By William Peacock, Esq. on September 12, 2014 | Last updated on March 21, 2019

This was a stupid law from the start. Now, it is a stupid, dead law.

Ohio banned making false statements in elections. In 2010, the Susan B. Anthony List erected billboards stating that former Cincinnati Congressman Steve Driehaus had voted for "taxpayer-funded abortion" by backing Obamacare, The Plain Dealer recounts. The group was charged with violating the law, but the complaint was dropped after Driehaus lost the election.

After two lower courts held that the Susan B. Anthony List lacked standing to challenge the law's constitutionality, the U.S. Supreme Court reversed earlier this year, holding that the threat of future prosecution could chill speech and was sufficient to show an injury for Article III purposes.

Finally, four years after the battle began, U.S. District Court Judge Timothy Black, with a bit of pop culture flair, held that the law was unconstitutional and permanently blocked it.

The Cure for False Speech Is More Speech

As the Supreme Court has stated over and over again, the cure for false speech is typically more speech.

Judge Black quoted the Court, with added emphasis:

"The remedy for speech that is false is speech that is true. This is the ordinary course in a free society. The response to the unreasoned is the rational; to the uninformed, the enlightened; to the straight-out lie, the simple truth."

But for those who aren't convinced by the statements of the nation's highest court, Judge Black cited an additional authority: Frank Underwood, the fictional politician from Netflix's "House of Cards":

"There's no better way to overpower a trickle of doubt than with a flood of naked truth."

"In short, the answer to false statements in politics is not to force silence, but to encourage truthful speech in response, and to let the voters, not the Government, decide what the political truth is," Judge Black wrote. "Ohio's false-statements laws do not accomplish this, and the Court is not empowered to re-write the statutes; that is the job of the Legislature.

"Accordingly, the Court finds that Ohio's laws are more burdensome than necessary to accomplish their alleged objectives and do not satisfy strict scrutiny under the Constitution of the United States. Therefore, the Court strikes down the laws as unconstitutional and permanently enjoins the Ohio Elections Commission and its members from enforcing Ohio's political false-statements laws." (emphasis in original)

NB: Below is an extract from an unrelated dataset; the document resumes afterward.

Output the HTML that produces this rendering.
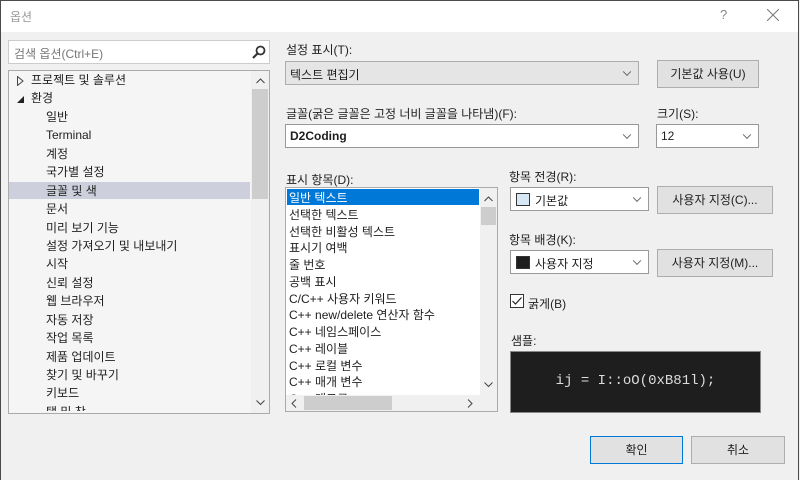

Everyone Knew This Law Was Stupid

Judge Black's heavy use of bolding and underlining seems to scream: "Dude, seriously?"

The truth is, this is a blatantly unconstitutional law -- political speech, even false political speech, is among the most protected forms of speech under the First Amendment. Even the man responsible for defending the law, Ohio Attorney General Mike DeWine, thought the law was idiotic.

DeWine took a truly unique approach to the "defending laws that are stupid" problem that attorneys general seem to be facing far too often nowadays: In his official capacity, he defended the law, but on his own, he submitted an amicus brief to the Supreme Court opposing it. His office told the Plain Dealer that it would review Judge Black's decision before deciding whether to appeal.

Legal satirist P.J. O'Rourke, along with the Cato Institute, also submitted an amicus brief in the case, one that may be the funniest amicus brief ever written.